Mugure Mahinda v Ali Mohammed Farah [2012] KEHC 1910 (KLR)
Full Case Text
REPUBLIC OF KENYA
IN THE HIGH COURT OF KENYA AT NAKURU
CIVIL APPEAL 7 OF 2003
MUGURE MAHINDA............................................................................APPELLANT
VERSUS
ALI MOHAMMED FARAH.................................................................RESPONDENT
RULING
In her Notice of Motion dated and filed on 21st February 2012, the Applicant, judgment-debtor, seeks an order for the Respondent to give security for Repayment of Money Paid to the Respondent in satisfaction of the Decree should the appeal succeed or the decretal sum be deposited elsewhere pending the determination of the Appeal, and that costs of the application be provided for.
The application is supported by the Applicant\'s Affidavit sworn on 21st February 2012 and the grounds that -
(a)the Respondent has insisted on being paid the decretal sum failure to which he would sell the Appellants piece of land which she had given as security during the prosecution of the appeal in this court,
(b)the Respondent does not accept that the security given during the prosecution of the appeal in this court does act as security during the pendency of the appeal in the Court of Appeal,
(c)it is not possible to establish whether the Respondent is capable of restoring the Appellant the money paid to him should her appeal succeed since his occupation is not known to the Appellant,
(d)this is a proper and fit case for an order to be made to have the decretal sum put elsewhere if the Respondent does not give security for its restitution to the Appellant in the event of the appeal being allowed.
The Respondent (the decree-holder) opposes the Application, and in his Replying Affidavit sworn on 13th April 2012 and filed on 19th April 2012 depones inter alia that -
(1)the Application herein is bad in law, malicious, ambiguous, scandalous made in bad faith, inept and otherwise abuse of the court process,
(2)he sustained very severe injuries on 11th October 1997, judgment was given in his favour on 13. 12. 2002, whereupon the applicant appealed and her appeal was dismissed for want of prosecution on 5th November 2007. The Appeal was later reinstated and on 29th June 2009 the appeal was again dismissed for want of compliance.
(3)The Applicant had not demonstrated that there is a sufficient cause requiring security to be given for the restitution of the money paid to him in satisfaction should her appeal succeed.
(4)The suit herein was heard and determined on merit and the intended appeal to be filed is not merited.
When the matter came up for hearing Mr. Gekong\'a learned counsel for the Respondent submitted that they would give an undertaking in writing for restitution of the decretal sum should the Applicant be successful in her appeal.
The Application herein is based upon the court\'s inherent power to make such orders as would meet the ends of justice (S.3A of the Civil Procedure Act, Cap. 21, Laws of Kenya).
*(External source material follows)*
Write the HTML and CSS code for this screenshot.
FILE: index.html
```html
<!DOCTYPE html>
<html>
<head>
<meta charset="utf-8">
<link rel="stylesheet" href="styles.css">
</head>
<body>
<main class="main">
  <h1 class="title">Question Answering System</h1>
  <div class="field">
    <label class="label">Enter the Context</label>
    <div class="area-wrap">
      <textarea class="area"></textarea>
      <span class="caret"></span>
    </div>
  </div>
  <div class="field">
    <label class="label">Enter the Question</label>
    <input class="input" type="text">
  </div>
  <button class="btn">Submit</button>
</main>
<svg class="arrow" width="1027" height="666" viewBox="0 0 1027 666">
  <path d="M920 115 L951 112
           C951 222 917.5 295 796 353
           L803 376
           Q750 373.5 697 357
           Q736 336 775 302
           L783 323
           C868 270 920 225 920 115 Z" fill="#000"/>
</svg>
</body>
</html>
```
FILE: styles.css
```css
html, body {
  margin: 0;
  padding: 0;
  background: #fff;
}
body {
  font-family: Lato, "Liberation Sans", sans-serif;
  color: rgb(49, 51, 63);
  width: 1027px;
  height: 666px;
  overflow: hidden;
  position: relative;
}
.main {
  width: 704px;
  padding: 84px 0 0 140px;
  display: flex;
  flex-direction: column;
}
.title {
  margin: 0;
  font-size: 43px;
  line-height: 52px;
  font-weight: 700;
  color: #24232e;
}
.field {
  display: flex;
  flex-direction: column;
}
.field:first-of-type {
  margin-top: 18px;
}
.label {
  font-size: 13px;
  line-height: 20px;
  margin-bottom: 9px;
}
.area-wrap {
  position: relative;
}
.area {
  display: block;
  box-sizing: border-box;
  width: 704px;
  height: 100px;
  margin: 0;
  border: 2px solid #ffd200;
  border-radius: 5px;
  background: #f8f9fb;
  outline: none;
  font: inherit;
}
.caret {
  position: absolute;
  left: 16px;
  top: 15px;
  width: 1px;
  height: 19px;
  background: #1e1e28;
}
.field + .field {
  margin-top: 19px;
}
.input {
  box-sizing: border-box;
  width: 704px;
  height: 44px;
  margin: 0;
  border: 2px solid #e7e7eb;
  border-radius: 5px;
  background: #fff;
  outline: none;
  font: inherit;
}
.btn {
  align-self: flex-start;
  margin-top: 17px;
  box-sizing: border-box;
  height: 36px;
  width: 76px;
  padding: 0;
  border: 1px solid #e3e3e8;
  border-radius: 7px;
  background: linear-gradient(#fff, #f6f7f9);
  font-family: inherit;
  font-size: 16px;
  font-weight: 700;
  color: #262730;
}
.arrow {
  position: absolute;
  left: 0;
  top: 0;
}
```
The Applicant also relies upon the provisions of Order 42 rule 7(1) of the Civil Procedure Rules. That rule provides -
“7(1).Where an order is made for execution of a decree from which an appeal is pending, the court which passed the decree, or the court to which an appeal is pending in terms of rule 6 shall, on sufficient cause being shown by the Appellant, require security to be taken for the restitution of any property which may be or has been taken in execution of the decree or for the payment of the value of such property and for the due performance of the decree or order of the court from whose decree or order such appeal shall have been brought.
(2) …
The Applicant gave Notice of Appeal dated 13th May 2011 against my decision made on 6th May 2011. There is no evidence of such an appeal having actually been filed, and the application for security (the subject of this Ruling) was made 21st February 2012, some 8 or so months later showing that the application was actually an afterthought, giving credence to the Respondent\'s contention that the application is an abuse of the process of court.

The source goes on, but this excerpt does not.